### WRITTEN REQUEST
Please retype the data in full and exactly; the pictures are not part of the copy.

### STORED DATA
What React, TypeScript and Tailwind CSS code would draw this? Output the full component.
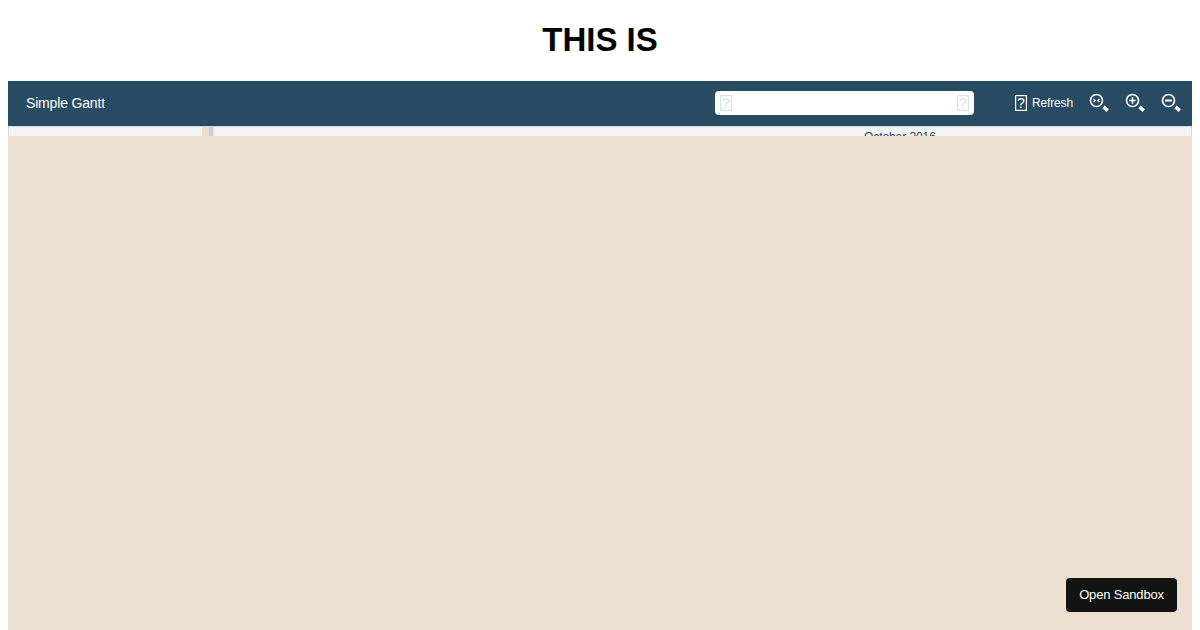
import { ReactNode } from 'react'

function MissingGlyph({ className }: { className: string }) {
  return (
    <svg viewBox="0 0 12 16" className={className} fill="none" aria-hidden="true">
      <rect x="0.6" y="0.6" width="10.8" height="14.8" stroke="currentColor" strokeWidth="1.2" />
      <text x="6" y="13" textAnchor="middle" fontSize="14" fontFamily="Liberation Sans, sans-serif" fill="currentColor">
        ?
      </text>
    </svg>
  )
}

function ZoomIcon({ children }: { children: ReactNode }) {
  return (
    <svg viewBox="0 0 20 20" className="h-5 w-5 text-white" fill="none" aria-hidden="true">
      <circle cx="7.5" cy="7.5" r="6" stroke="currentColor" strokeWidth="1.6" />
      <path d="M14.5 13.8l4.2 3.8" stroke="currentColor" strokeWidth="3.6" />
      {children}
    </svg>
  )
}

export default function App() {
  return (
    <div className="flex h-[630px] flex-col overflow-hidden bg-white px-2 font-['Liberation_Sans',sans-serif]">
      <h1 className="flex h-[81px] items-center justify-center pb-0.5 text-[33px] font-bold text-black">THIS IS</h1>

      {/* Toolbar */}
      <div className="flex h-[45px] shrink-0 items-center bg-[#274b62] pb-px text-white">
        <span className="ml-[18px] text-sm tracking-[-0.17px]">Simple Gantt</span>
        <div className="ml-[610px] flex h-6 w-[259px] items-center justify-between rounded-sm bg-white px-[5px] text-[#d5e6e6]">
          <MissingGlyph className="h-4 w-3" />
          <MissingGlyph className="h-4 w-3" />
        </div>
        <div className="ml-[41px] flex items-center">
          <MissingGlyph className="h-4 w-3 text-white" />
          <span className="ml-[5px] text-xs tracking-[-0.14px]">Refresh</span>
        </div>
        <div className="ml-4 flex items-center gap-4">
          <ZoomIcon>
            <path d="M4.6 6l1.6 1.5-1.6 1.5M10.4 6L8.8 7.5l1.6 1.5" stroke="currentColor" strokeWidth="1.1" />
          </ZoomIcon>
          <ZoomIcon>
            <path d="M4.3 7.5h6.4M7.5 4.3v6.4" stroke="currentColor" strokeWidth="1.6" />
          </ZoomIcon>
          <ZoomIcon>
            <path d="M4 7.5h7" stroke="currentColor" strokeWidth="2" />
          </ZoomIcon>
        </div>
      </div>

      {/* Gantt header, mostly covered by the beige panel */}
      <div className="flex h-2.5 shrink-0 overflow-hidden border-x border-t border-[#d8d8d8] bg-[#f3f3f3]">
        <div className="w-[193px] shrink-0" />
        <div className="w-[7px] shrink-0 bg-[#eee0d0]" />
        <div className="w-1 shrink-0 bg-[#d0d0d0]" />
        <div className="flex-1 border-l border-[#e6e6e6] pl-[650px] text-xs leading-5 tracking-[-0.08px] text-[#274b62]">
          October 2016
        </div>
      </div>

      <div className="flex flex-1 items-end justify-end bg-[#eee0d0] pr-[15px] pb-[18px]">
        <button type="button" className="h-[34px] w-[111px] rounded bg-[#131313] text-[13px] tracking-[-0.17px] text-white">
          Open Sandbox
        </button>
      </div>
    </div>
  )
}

### WORKED ANSWER
What React, TypeScript and Tailwind CSS code would draw this? Output the full component.
import { ReactNode } from 'react'

function MissingGlyph({ className }: { className: string }) {
  return (
    <svg viewBox="0 0 12 16" className={className} fill="none" aria-hidden="true">
      <rect x="0.6" y="0.6" width="10.8" height="14.8" stroke="currentColor" strokeWidth="1.2" />
      <text x="6" y="13" textAnchor="middle" fontSize="14" fontFamily="Liberation Sans, sans-serif" fill="currentColor">
        ?
      </text>
    </svg>
  )
}

function ZoomIcon({ children }: { children: ReactNode }) {
  return (
    <svg viewBox="0 0 20 20" className="h-5 w-5 text-white" fill="none" aria-hidden="true">
      <circle cx="7.5" cy="7.5" r="6" stroke="currentColor" strokeWidth="1.6" />
      <path d="M14.5 13.8l4.2 3.8" stroke="currentColor" strokeWidth="3.6" />
      {children}
    </svg>
  )
}

export default function App() {
  return (
    <div className="flex h-[630px] flex-col overflow-hidden bg-white px-2 font-['Liberation_Sans',sans-serif]">
      <h1 className="flex h-[81px] items-center justify-center pb-0.5 text-[33px] font-bold text-black">THIS IS</h1>

      {/* Toolbar */}
      <div className="flex h-[45px] shrink-0 items-center bg-[#274b62] pb-px text-white">
        <span className="ml-[18px] text-sm tracking-[-0.17px]">Simple Gantt</span>
        <div className="ml-[610px] flex h-6 w-[259px] items-center justify-between rounded-sm bg-white px-[5px] text-[#d5e6e6]">
          <MissingGlyph className="h-4 w-3" />
          <MissingGlyph className="h-4 w-3" />
        </div>
        <div className="ml-[41px] flex items-center">
          <MissingGlyph className="h-4 w-3 text-white" />
          <span className="ml-[5px] text-xs tracking-[-0.14px]">Refresh</span>
        </div>
        <div className="ml-4 flex items-center gap-4">
          <ZoomIcon>
            <path d="M4.6 6l1.6 1.5-1.6 1.5M10.4 6L8.8 7.5l1.6 1.5" stroke="currentColor" strokeWidth="1.1" />
          </ZoomIcon>
          <ZoomIcon>
            <path d="M4.3 7.5h6.4M7.5 4.3v6.4" stroke="currentColor" strokeWidth="1.6" />
          </ZoomIcon>
          <ZoomIcon>
            <path d="M4 7.5h7" stroke="currentColor" strokeWidth="2" />
          </ZoomIcon>
        </div>
      </div>

      {/* Gantt header, mostly covered by the beige panel */}
      <div className="flex h-2.5 shrink-0 overflow-hidden border-x border-t border-[#d8d8d8] bg-[#f3f3f3]">
        <div className="w-[193px] shrink-0" />
        <div className="w-[7px] shrink-0 bg-[#eee0d0]" />
        <div className="w-1 shrink-0 bg-[#d0d0d0]" />
        <div className="flex-1 border-l border-[#e6e6e6] pl-[650px] text-xs leading-5 tracking-[-0.08px] text-[#274b62]">
          October 2016
        </div>
      </div>

      <div className="flex flex-1 items-end justify-end bg-[#eee0d0] pr-[15px] pb-[18px]">
        <button type="button" className="h-[34px] w-[111px] rounded bg-[#131313] text-[13px] tracking-[-0.17px] text-white">
          Open Sandbox
        </button>
      </div>
    </div>
  )
}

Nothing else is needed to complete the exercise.